Picnic and Barbecue Season 

Picnic and barbecue season offers lots of opportunities for outdoor fun with family and friends. But these warm weather events also present opportunities for foodborne bacteria to thrive. As food heats up in summer temperatures, bacteria multiply rapidly.

To protect yourself, your family, and friends from foodborne illness during warm-weather months, safe food handling when eating outdoors is critical. Read on for simple food safety guidelines for transporting your food to the picnic site, and preparing and serving it safely once you've arrived.
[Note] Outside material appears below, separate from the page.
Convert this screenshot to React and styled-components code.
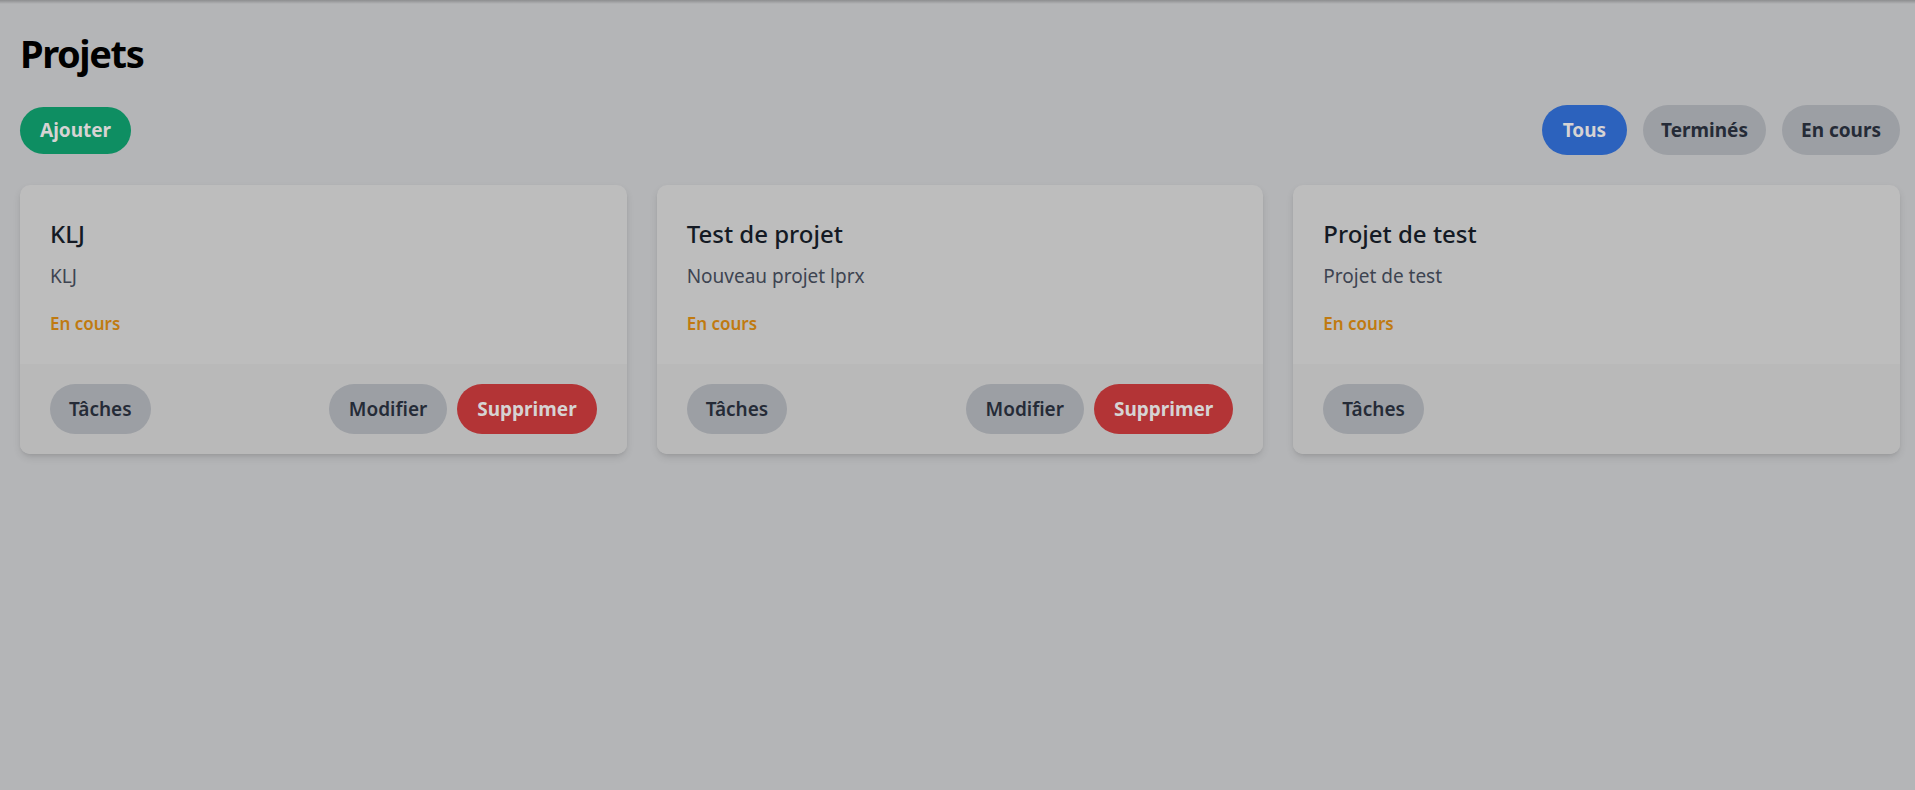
import React from "react";
import styled, { createGlobalStyle } from "styled-components";

const GlobalStyle = createGlobalStyle`
  html, body {
    margin: 0;
    padding: 0;
    background: #b4b5b7;
  }
  body {
    font-family: "Segoe UI", "Noto Sans", "Open Sans", sans-serif;
    color: #000;
  }
  * {
    box-sizing: border-box;
  }
`;

const Page = styled.main`
  min-height: 100vh;
  padding: 28px 15px 20px 20px;
  background: linear-gradient(to bottom, rgba(0, 0, 0, 0.22), rgba(0, 0, 0, 0) 4px), #b4b5b7;
`;

const Heading = styled.h1`
  margin: 0 0 27px;
  font-size: 38px;
  line-height: 50px;
  font-weight: 700;
  letter-spacing: -1.4px;
  color: #000;
`;

const Toolbar = styled.div`
  display: flex;
  justify-content: space-between;
  align-items: center;
  height: 50px;
`;

const Filters = styled.div`
  display: flex;
  gap: 16px;
`;

const Pill = styled.button`
  border: none;
  border-radius: 9999px;
  height: ${({ h }) => h || 50}px;
  padding: 0 ${({ px }) => px || 20}px;
  font-family: inherit;
  font-size: 19px;
  font-weight: ${({ weight }) => weight || 600};
  cursor: pointer;
  white-space: nowrap;
  background: ${({ tone }) =>
    tone === "green"
      ? "#0e8e62"
      : tone === "blue"
      ? "#2c62bd"
      : tone === "red"
      ? "#b33436"
      : "#9c9fa4"};
  color: ${({ tone }) => (tone ? "#d6d3d3" : "#252b37")};
`;

const Grid = styled.section`
  display: grid;
  grid-template-columns: repeat(3, 1fr);
  gap: 30px;
  margin-top: 30px;
`;

const Card = styled.article`
  background: #bdbdbd;
  border-radius: 10px;
  overflow: hidden;
  box-shadow: 0 4px 8px -1px rgba(0, 0, 0, 0.12), 0 2px 4px -2px rgba(0, 0, 0, 0.1);
`;

const CardBody = styled.div`
  padding: 31px 30px 28px;
`;

const CardTitle = styled.h3`
  margin: 0;
  font-size: 24px;
  line-height: 35px;
  font-weight: 500;
  color: #141a24;
`;

const CardText = styled.p`
  margin: 10px 0 0;
  font-size: 19px;
  line-height: 30px;
  color: #3d4451;
`;

const Status = styled.div`
  margin-top: 20px;
  font-size: 17px;
  line-height: 25px;
  font-weight: 600;
  color: #c07a10;
`;

const CardFooter = styled.div`
  display: flex;
  justify-content: space-between;
  align-items: center;
  padding: 20px 30px;
  background: #b9b9b9;
`;

const Actions = styled.div`
  display: flex;
  gap: 10px;
`;

const projects = [
  { id: 1, name: "KLJ", description: "KLJ", status: "En cours", editable: true },
  { id: 2, name: "Test de projet", description: "Nouveau projet lprx", status: "En cours", editable: true },
  { id: 3, name: "Projet de test", description: "Projet de test", status: "En cours", editable: false },
];

const App = () => {
  return (
    <>
      <GlobalStyle />
      <Page>
        <Heading>Projets</Heading>
        <Toolbar>
          <Pill tone="green" h={47} weight={700}>
            Ajouter
          </Pill>
          <Filters>
            <Pill tone="blue" weight={700} px={21}>Tous</Pill>
            <Pill weight={700} px={18}>Terminés</Pill>
            <Pill weight={700} px={19}>En cours</Pill>
          </Filters>
        </Toolbar>
        <Grid>
          {projects.map((p) => (
            <Card key={p.id}>
              <CardBody>
                <CardTitle>{p.name}</CardTitle>
                <CardText>{p.description}</CardText>
                <Status>{p.status}</Status>
              </CardBody>
              <CardFooter>
                <Pill px={19}>Tâches</Pill>
                {p.editable && (
                  <Actions>
                    <Pill>Modifier</Pill>
                    <Pill tone="red" weight={700}>Supprimer</Pill>
                  </Actions>
                )}
              </CardFooter>
            </Card>
          ))}
        </Grid>
      </Page>
    </>
  );
};

export default App;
  • Outdoor Hand Cleaning: If you don’t have access to running water, simply use a water jug, some soap, and paper towels. Or, consider using moist disposable towellettes for cleaning your hands.
  • Utensils and Serving Dishes: Take care to keep all utensils and platters clean when preparing foods.
  • Keep cold food cold. Place cold food in a cooler with ice or frozen gel packs. Cold food should be stored at 40°F or below to prevent bacterial growth. Meat, poultry, and seafood may be packed while still frozen so that they stay colder longer.
  • Don’t cross-contaminate. Be sure to keep raw meat, poultry, and seafood securely wrapped. This keeps their juices from contaminating prepared/cooked foods or foods that will be eaten raw, such as fruits and vegetables.
  • Clean your produce. Rinse fresh fruits and vegetables under running tap water before packing them in the cooler - including those with skins and rinds that are not eaten. Rub firm-skinned fruits and vegetables under running tap water or scrub with a clean vegetable brush while rinsing with running tap water. Dry fruits and vegetables with a clean cloth towel or paper towel.
    • Packaged fruits and vegetables that are labeled "ready-to-eat," "washed," or "triple washed" need not be washed.
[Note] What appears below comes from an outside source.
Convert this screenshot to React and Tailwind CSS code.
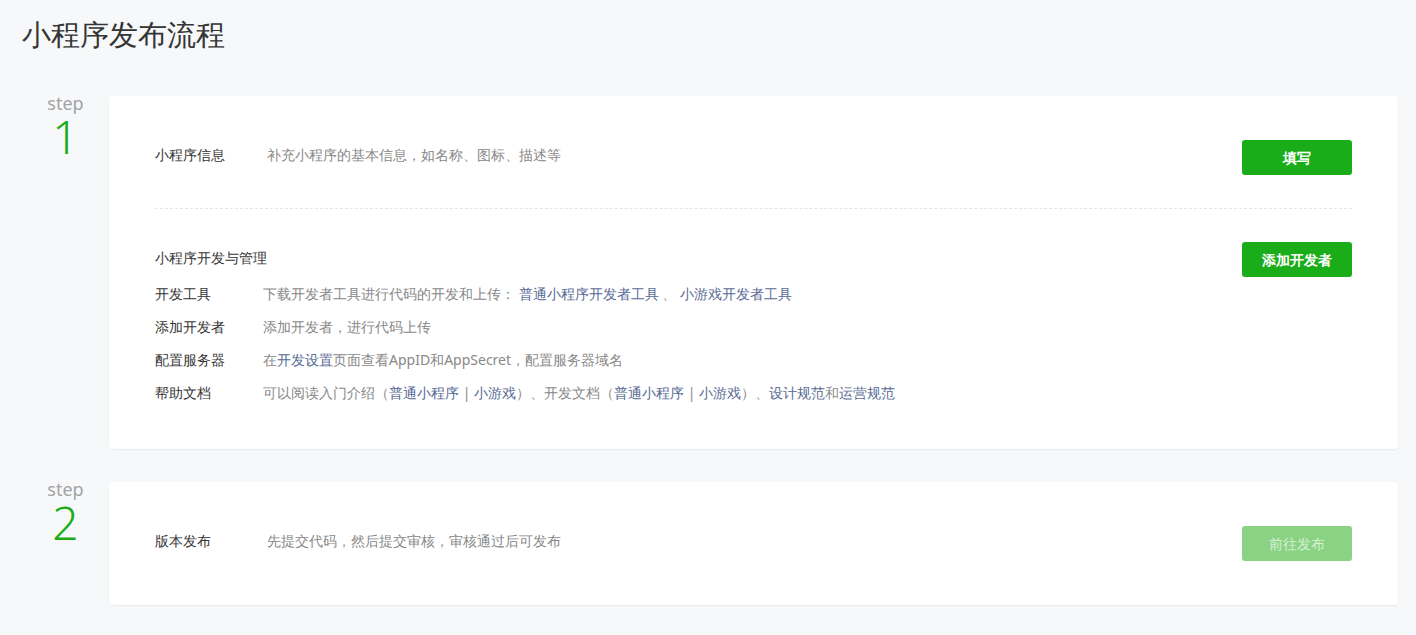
import React from "react";

const font = "font-['Microsoft_YaHei','Noto_Sans_CJK_SC',sans-serif]";

const Link = ({ children }) => <span className="text-[#576b95]">{children}</span>;

const Step = ({ n }) => (
  <div className="w-[87px] shrink-0 flex flex-col items-center">
    <div className="text-[18px] leading-[16px] text-[#a3a3a3] mt-[-1px]">step</div>
    <div className="text-[46px] leading-[54px] text-[#1aad19] font-light mt-[-2px]">{n}</div>
  </div>
);

const Button = ({ children, disabled }) => (
  <button
    className={
      disabled
        ? "w-[110px] h-[35px] rounded-[3px] bg-[#8ad384] text-[#d7f1d4] text-[14px]"
        : "w-[110px] h-[35px] rounded-[3px] bg-[#1aad19] text-white text-[14px] font-bold"
    }
  >
    {children}
  </button>
);

const Row = ({ label, children }) => (
  <div className="flex h-[33px] items-center text-[14px]">
    <div className="w-[108px] text-[#353535]">{label}</div>
    <div className="text-[#888]">{children}</div>
  </div>
);

export default function App() {
  return (
    <div className={`${font} bg-[#f7f8fa] min-h-[635px] w-[1416px] pl-[22px] pt-[15px]`}>
      <h1 className="text-[29px] leading-[38px] text-[#353535]">小程序发布流程</h1>
      <div className="flex mt-[43px]">
        <Step n="1" />
        <div className="w-[1289px] bg-white rounded-[4px] shadow-[0_1px_2px_rgba(0,0,0,0.06)] px-[46px] pt-[44px] pb-[40px]">
          <div className="flex justify-between items-center h-[35px]">
            <div className="flex text-[14px] -mt-[6px]">
              <span className="w-[112px] text-[#353535]">小程序信息</span>
              <span className="text-[#888]">补充小程序的基本信息，如名称、图标、描述等</span>
            </div>
            <Button>填写</Button>
          </div>
          <div className="border-t border-dashed border-[#e4e6ea] mt-[33px] mb-[33px]" />
          <div className="flex justify-between items-center h-[35px]">
            <span className="text-[14px] text-[#353535] -mt-[4px]">小程序开发与管理</span>
            <Button>添加开发者</Button>
          </div>
          <div>
            <Row label="开发工具">
              下载开发者工具进行代码的开发和上传： <Link>普通小程序开发者工具</Link> 、 <Link>小游戏开发者工具</Link>
            </Row>
            <Row label="添加开发者">添加开发者，进行代码上传</Row>
            <Row label="配置服务器">
              在<Link>开发设置</Link>页面查看AppID和AppSecret，配置服务器域名
            </Row>
            <Row label="帮助文档">
              可以阅读入门介绍（<Link>普通小程序</Link> | <Link>小游戏</Link>）、开发文档（<Link>普通小程序</Link> | <Link>小游戏</Link>）、<Link>设计规范</Link>和<Link>运营规范</Link>
            </Row>
          </div>
        </div>
      </div>
      <div className="flex mt-[33px]">
        <Step n="2" />
        <div className="w-[1289px] h-[123px] bg-white rounded-[4px] shadow-[0_1px_2px_rgba(0,0,0,0.06)] px-[46px] flex justify-between items-center">
          <div className="flex text-[14px] -mt-[6px]">
            <span className="w-[112px] text-[#353535]">版本发布</span>
            <span className="text-[#888]">先提交代码，然后提交审核，审核通过后可发布</span>
          </div>
          <Button disabled>前往发布</Button>
        </div>
      </div>
    </div>
  );
}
Serving Picnic Food: Keep it Cold/Hot

Keeping food at proper temperatures - indoor and out - is critical in preventing the growth of foodborne bacteria. The key is to never let your picnic food remain in the "Danger Zone" - between 40° F and 140° F - for more than 2 hours, or 1 hour if outdoor temperatures are above 90° F. This is when bacteria in food can multiply rapidly, and lead to foodborne illness. Instead, follow these simple rules for keeping cold foods cold and hot foods hot.

Cold Food 

  • Cold perishable food should be kept in the cooler at 40° F or below until serving time.
  • Once you've served it, it should not sit out for longer than 2 hours, or 1 hour if the outdoor temperature is above 90° F. If it does - discard it.
  • Foods like chicken salad and desserts in individual serving dishes can be placed directly on ice, or in a shallow container set in a deep pan filled with ice. Drain off water as ice melts and replace ice frequently.

Hot Food

  • Hot food should be kept hot, at or above 140° F.
  • Wrap it well and place it in an insulated container until serving.
  • Just as with cold food - these foods should not sit out for more than 2 hours, or 1 hour in temperatures above 90° F. If food is left out longer, throw it away to be safe.
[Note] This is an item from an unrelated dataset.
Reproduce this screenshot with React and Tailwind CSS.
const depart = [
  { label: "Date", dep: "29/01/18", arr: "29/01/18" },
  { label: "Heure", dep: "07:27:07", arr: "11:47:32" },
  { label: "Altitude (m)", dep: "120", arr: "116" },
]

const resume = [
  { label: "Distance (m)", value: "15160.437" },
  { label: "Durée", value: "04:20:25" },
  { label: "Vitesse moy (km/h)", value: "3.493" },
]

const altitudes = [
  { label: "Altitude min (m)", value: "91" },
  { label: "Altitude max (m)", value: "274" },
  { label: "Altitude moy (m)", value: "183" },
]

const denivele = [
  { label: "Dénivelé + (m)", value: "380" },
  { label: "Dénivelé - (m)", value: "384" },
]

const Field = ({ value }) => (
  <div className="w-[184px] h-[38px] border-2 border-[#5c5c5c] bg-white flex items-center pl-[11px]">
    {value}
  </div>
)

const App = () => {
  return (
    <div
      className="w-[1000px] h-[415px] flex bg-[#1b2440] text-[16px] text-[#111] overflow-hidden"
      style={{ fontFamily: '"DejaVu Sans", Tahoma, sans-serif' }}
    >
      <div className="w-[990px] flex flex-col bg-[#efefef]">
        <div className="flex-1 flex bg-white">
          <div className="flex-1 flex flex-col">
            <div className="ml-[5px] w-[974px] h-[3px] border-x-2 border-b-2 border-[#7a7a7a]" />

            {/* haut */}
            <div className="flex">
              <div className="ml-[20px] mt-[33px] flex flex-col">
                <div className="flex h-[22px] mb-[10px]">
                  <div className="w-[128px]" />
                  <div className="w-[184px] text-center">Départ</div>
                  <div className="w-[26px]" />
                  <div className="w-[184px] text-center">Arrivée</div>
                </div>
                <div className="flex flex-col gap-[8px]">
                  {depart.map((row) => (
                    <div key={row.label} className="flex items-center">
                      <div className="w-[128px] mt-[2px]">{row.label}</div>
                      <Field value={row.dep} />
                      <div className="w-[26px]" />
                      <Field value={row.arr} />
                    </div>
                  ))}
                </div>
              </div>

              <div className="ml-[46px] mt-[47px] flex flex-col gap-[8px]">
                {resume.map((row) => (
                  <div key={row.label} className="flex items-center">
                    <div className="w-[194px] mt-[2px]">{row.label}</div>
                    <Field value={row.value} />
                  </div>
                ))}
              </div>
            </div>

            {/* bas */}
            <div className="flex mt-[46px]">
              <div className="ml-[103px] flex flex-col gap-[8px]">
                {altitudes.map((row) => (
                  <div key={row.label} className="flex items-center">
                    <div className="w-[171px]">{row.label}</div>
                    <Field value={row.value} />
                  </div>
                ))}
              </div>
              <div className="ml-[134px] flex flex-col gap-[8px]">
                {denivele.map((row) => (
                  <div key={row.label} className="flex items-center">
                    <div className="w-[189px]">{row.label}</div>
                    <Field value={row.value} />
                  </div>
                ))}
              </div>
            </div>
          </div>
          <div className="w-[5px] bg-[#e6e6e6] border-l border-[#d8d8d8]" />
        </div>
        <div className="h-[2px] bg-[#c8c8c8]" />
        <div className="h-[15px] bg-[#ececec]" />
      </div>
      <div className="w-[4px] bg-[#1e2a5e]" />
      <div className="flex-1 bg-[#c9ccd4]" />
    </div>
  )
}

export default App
Platter Warning - Prevent “Cross Contamination” When Serving

  • Never reuse a plate of utensils that previously held raw meat, poultry, or seafood for serving—unless they’ve been washed first in hot, soapy water. Otherwise, you can spread bacteria from the raw juices to your cooked or ready- to- eat food. This is important to remember when serving cooked foods from the grill.
  • Food safety begins with proper hand cleaning—including outdoor settings. Before you begin setting out your picnic feast, make sure hands and surface are clean.